§ Excerpted data

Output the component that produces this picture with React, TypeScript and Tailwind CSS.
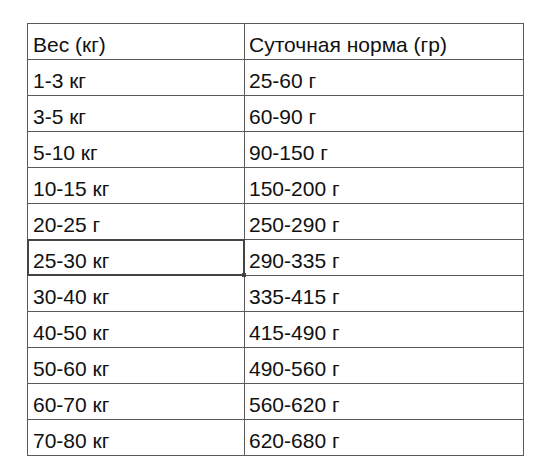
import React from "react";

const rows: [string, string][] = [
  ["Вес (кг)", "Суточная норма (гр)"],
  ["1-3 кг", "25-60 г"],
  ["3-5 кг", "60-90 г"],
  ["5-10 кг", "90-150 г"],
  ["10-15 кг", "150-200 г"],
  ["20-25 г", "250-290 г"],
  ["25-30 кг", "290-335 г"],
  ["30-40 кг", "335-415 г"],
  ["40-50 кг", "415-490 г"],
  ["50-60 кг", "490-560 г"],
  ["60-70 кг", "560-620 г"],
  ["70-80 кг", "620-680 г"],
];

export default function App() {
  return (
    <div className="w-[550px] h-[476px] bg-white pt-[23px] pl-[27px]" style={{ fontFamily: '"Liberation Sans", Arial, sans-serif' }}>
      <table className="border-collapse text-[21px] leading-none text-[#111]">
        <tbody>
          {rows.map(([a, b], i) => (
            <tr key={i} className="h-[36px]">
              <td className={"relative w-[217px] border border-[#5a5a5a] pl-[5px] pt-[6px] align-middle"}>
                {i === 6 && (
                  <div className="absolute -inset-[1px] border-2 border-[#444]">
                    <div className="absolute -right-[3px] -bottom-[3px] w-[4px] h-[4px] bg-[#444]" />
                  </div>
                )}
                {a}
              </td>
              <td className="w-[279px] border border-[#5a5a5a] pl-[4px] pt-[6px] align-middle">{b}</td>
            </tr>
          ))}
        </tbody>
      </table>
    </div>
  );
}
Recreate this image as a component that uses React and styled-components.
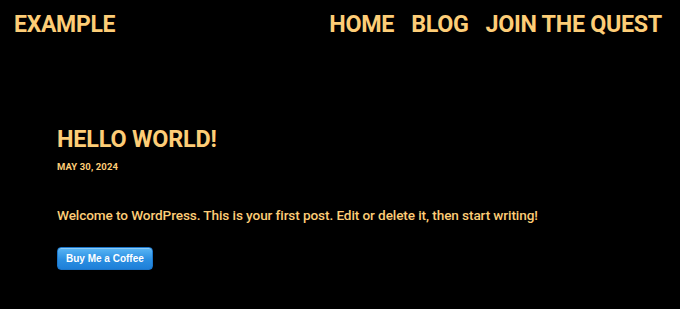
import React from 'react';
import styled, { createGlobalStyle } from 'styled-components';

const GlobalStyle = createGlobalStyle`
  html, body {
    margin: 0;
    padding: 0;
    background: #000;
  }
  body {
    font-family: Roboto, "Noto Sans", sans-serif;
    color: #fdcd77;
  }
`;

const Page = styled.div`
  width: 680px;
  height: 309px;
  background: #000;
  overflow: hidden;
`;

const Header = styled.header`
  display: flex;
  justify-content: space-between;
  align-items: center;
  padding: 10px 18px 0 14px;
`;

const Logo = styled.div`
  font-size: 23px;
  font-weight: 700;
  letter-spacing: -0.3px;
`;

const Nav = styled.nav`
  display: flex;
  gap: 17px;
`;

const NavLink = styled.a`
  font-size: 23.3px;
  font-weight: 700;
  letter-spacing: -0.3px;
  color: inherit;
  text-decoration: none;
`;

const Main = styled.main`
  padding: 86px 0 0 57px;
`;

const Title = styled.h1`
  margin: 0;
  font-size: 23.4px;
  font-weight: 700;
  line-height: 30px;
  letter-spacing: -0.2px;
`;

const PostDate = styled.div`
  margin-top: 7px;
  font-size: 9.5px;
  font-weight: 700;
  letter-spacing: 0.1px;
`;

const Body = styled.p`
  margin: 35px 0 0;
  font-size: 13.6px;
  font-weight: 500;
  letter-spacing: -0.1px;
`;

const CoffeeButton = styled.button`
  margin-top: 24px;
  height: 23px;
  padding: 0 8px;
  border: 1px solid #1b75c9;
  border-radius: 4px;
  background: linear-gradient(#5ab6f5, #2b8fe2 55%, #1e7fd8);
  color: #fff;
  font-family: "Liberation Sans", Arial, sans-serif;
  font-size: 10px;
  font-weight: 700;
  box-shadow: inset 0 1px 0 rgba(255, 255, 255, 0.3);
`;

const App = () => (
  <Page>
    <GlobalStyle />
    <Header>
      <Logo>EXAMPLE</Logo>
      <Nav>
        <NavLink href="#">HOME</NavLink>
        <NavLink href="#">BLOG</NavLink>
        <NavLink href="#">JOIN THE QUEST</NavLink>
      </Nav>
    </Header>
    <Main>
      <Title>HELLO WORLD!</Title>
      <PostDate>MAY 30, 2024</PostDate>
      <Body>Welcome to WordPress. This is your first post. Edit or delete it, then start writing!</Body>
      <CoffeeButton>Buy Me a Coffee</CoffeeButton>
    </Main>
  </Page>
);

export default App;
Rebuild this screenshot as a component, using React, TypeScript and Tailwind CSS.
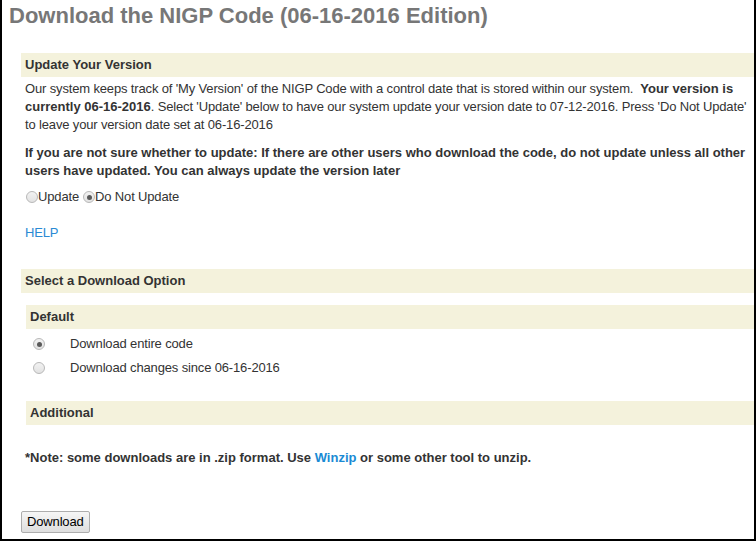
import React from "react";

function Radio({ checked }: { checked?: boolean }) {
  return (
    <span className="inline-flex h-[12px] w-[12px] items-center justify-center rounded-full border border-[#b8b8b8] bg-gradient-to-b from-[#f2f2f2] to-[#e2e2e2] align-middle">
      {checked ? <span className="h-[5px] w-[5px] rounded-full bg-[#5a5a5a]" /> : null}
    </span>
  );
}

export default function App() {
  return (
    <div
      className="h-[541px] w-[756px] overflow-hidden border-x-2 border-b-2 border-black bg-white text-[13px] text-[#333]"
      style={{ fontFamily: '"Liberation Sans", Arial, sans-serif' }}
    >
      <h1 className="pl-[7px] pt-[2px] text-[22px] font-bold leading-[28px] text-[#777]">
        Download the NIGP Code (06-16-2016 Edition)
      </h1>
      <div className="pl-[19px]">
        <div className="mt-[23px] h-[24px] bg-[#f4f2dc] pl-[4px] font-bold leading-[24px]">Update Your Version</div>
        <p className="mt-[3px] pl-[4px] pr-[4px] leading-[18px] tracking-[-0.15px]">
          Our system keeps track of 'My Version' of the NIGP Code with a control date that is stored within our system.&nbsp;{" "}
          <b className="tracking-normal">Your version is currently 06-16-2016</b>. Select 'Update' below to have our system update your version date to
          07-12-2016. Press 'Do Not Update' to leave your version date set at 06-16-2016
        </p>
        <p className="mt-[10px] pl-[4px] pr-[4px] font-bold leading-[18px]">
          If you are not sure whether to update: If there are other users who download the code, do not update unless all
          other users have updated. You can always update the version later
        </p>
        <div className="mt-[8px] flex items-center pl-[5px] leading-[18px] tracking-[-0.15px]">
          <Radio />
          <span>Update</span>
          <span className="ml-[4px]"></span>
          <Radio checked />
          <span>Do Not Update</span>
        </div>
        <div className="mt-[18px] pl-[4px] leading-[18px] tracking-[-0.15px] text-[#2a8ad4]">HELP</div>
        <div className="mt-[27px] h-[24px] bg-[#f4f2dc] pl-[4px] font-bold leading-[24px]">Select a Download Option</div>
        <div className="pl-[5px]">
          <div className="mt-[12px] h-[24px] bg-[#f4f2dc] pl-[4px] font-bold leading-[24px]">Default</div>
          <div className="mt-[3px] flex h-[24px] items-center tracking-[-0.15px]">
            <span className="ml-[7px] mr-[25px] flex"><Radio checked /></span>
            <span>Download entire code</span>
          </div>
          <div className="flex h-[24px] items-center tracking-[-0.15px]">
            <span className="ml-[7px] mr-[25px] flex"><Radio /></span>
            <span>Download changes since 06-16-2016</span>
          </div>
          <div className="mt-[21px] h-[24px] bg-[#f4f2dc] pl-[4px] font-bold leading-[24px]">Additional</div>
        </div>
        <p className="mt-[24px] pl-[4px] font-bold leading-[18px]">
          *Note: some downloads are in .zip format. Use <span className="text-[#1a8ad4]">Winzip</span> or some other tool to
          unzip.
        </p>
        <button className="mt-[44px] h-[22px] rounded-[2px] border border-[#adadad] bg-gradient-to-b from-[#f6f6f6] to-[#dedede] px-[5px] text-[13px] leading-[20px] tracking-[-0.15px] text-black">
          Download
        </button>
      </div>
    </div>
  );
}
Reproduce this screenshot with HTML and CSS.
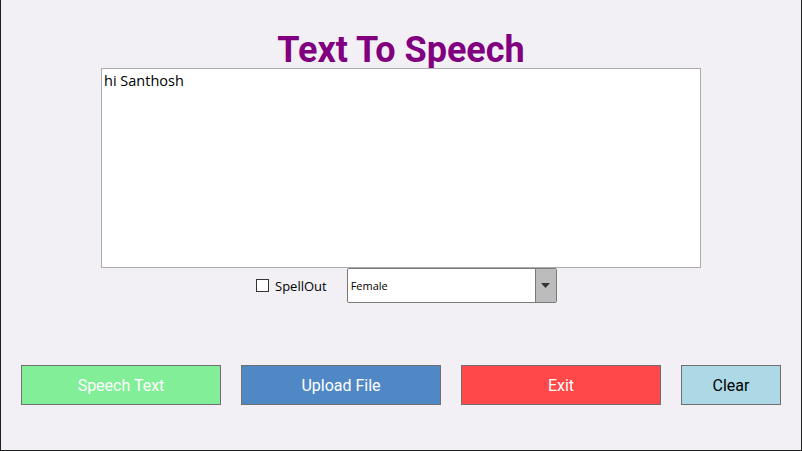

§ Job
Return the material word for word. Pictures are not part of the copy.

§ Written answer
Output the component that produces this picture with React, TypeScript and Tailwind CSS.
import React from "react";

const rows: [string, string][] = [
  ["Вес (кг)", "Суточная норма (гр)"],
  ["1-3 кг", "25-60 г"],
  ["3-5 кг", "60-90 г"],
  ["5-10 кг", "90-150 г"],
  ["10-15 кг", "150-200 г"],
  ["20-25 г", "250-290 г"],
  ["25-30 кг", "290-335 г"],
  ["30-40 кг", "335-415 г"],
  ["40-50 кг", "415-490 г"],
  ["50-60 кг", "490-560 г"],
  ["60-70 кг", "560-620 г"],
  ["70-80 кг", "620-680 г"],
];

export default function App() {
  return (
    <div className="w-[550px] h-[476px] bg-white pt-[23px] pl-[27px]" style={{ fontFamily: '"Liberation Sans", Arial, sans-serif' }}>
      <table className="border-collapse text-[21px] leading-none text-[#111]">
        <tbody>
          {rows.map(([a, b], i) => (
            <tr key={i} className="h-[36px]">
              <td className={"relative w-[217px] border border-[#5a5a5a] pl-[5px] pt-[6px] align-middle"}>
                {i === 6 && (
                  <div className="absolute -inset-[1px] border-2 border-[#444]">
                    <div className="absolute -right-[3px] -bottom-[3px] w-[4px] h-[4px] bg-[#444]" />
                  </div>
                )}
                {a}
              </td>
              <td className="w-[279px] border border-[#5a5a5a] pl-[4px] pt-[6px] align-middle">{b}</td>
            </tr>
          ))}
        </tbody>
      </table>
    </div>
  );
}
Recreate this image as a component that uses React and styled-components.
import React from 'react';
import styled, { createGlobalStyle } from 'styled-components';

const GlobalStyle = createGlobalStyle`
  html, body {
    margin: 0;
    padding: 0;
    background: #000;
  }
  body {
    font-family: Roboto, "Noto Sans", sans-serif;
    color: #fdcd77;
  }
`;

const Page = styled.div`
  width: 680px;
  height: 309px;
  background: #000;
  overflow: hidden;
`;

const Header = styled.header`
  display: flex;
  justify-content: space-between;
  align-items: center;
  padding: 10px 18px 0 14px;
`;

const Logo = styled.div`
  font-size: 23px;
  font-weight: 700;
  letter-spacing: -0.3px;
`;

const Nav = styled.nav`
  display: flex;
  gap: 17px;
`;

const NavLink = styled.a`
  font-size: 23.3px;
  font-weight: 700;
  letter-spacing: -0.3px;
  color: inherit;
  text-decoration: none;
`;

const Main = styled.main`
  padding: 86px 0 0 57px;
`;

const Title = styled.h1`
  margin: 0;
  font-size: 23.4px;
  font-weight: 700;
  line-height: 30px;
  letter-spacing: -0.2px;
`;

const PostDate = styled.div`
  margin-top: 7px;
  font-size: 9.5px;
  font-weight: 700;
  letter-spacing: 0.1px;
`;

const Body = styled.p`
  margin: 35px 0 0;
  font-size: 13.6px;
  font-weight: 500;
  letter-spacing: -0.1px;
`;

const CoffeeButton = styled.button`
  margin-top: 24px;
  height: 23px;
  padding: 0 8px;
  border: 1px solid #1b75c9;
  border-radius: 4px;
  background: linear-gradient(#5ab6f5, #2b8fe2 55%, #1e7fd8);
  color: #fff;
  font-family: "Liberation Sans", Arial, sans-serif;
  font-size: 10px;
  font-weight: 700;
  box-shadow: inset 0 1px 0 rgba(255, 255, 255, 0.3);
`;

const App = () => (
  <Page>
    <GlobalStyle />
    <Header>
      <Logo>EXAMPLE</Logo>
      <Nav>
        <NavLink href="#">HOME</NavLink>
        <NavLink href="#">BLOG</NavLink>
        <NavLink href="#">JOIN THE QUEST</NavLink>
      </Nav>
    </Header>
    <Main>
      <Title>HELLO WORLD!</Title>
      <PostDate>MAY 30, 2024</PostDate>
      <Body>Welcome to WordPress. This is your first post. Edit or delete it, then start writing!</Body>
      <CoffeeButton>Buy Me a Coffee</CoffeeButton>
    </Main>
  </Page>
);

export default App;
Rebuild this screenshot as a component, using React, TypeScript and Tailwind CSS.
import React from "react";

function Radio({ checked }: { checked?: boolean }) {
  return (
    <span className="inline-flex h-[12px] w-[12px] items-center justify-center rounded-full border border-[#b8b8b8] bg-gradient-to-b from-[#f2f2f2] to-[#e2e2e2] align-middle">
      {checked ? <span className="h-[5px] w-[5px] rounded-full bg-[#5a5a5a]" /> : null}
    </span>
  );
}

export default function App() {
  return (
    <div
      className="h-[541px] w-[756px] overflow-hidden border-x-2 border-b-2 border-black bg-white text-[13px] text-[#333]"
      style={{ fontFamily: '"Liberation Sans", Arial, sans-serif' }}
    >
      <h1 className="pl-[7px] pt-[2px] text-[22px] font-bold leading-[28px] text-[#777]">
        Download the NIGP Code (06-16-2016 Edition)
      </h1>
      <div className="pl-[19px]">
        <div className="mt-[23px] h-[24px] bg-[#f4f2dc] pl-[4px] font-bold leading-[24px]">Update Your Version</div>
        <p className="mt-[3px] pl-[4px] pr-[4px] leading-[18px] tracking-[-0.15px]">
          Our system keeps track of 'My Version' of the NIGP Code with a control date that is stored within our system.&nbsp;{" "}
          <b className="tracking-normal">Your version is currently 06-16-2016</b>. Select 'Update' below to have our system update your version date to
          07-12-2016. Press 'Do Not Update' to leave your version date set at 06-16-2016
        </p>
        <p className="mt-[10px] pl-[4px] pr-[4px] font-bold leading-[18px]">
          If you are not sure whether to update: If there are other users who download the code, do not update unless all
          other users have updated. You can always update the version later
        </p>
        <div className="mt-[8px] flex items-center pl-[5px] leading-[18px] tracking-[-0.15px]">
          <Radio />
          <span>Update</span>
          <span className="ml-[4px]"></span>
          <Radio checked />
          <span>Do Not Update</span>
        </div>
        <div className="mt-[18px] pl-[4px] leading-[18px] tracking-[-0.15px] text-[#2a8ad4]">HELP</div>
        <div className="mt-[27px] h-[24px] bg-[#f4f2dc] pl-[4px] font-bold leading-[24px]">Select a Download Option</div>
        <div className="pl-[5px]">
          <div className="mt-[12px] h-[24px] bg-[#f4f2dc] pl-[4px] font-bold leading-[24px]">Default</div>
          <div className="mt-[3px] flex h-[24px] items-center tracking-[-0.15px]">
            <span className="ml-[7px] mr-[25px] flex"><Radio checked /></span>
            <span>Download entire code</span>
          </div>
          <div className="flex h-[24px] items-center tracking-[-0.15px]">
            <span className="ml-[7px] mr-[25px] flex"><Radio /></span>
            <span>Download changes since 06-16-2016</span>
          </div>
          <div className="mt-[21px] h-[24px] bg-[#f4f2dc] pl-[4px] font-bold leading-[24px]">Additional</div>
        </div>
        <p className="mt-[24px] pl-[4px] font-bold leading-[18px]">
          *Note: some downloads are in .zip format. Use <span className="text-[#1a8ad4]">Winzip</span> or some other tool to
          unzip.
        </p>
        <button className="mt-[44px] h-[22px] rounded-[2px] border border-[#adadad] bg-gradient-to-b from-[#f6f6f6] to-[#dedede] px-[5px] text-[13px] leading-[20px] tracking-[-0.15px] text-black">
          Download
        </button>
      </div>
    </div>
  );
}
Reproduce this screenshot with HTML and CSS.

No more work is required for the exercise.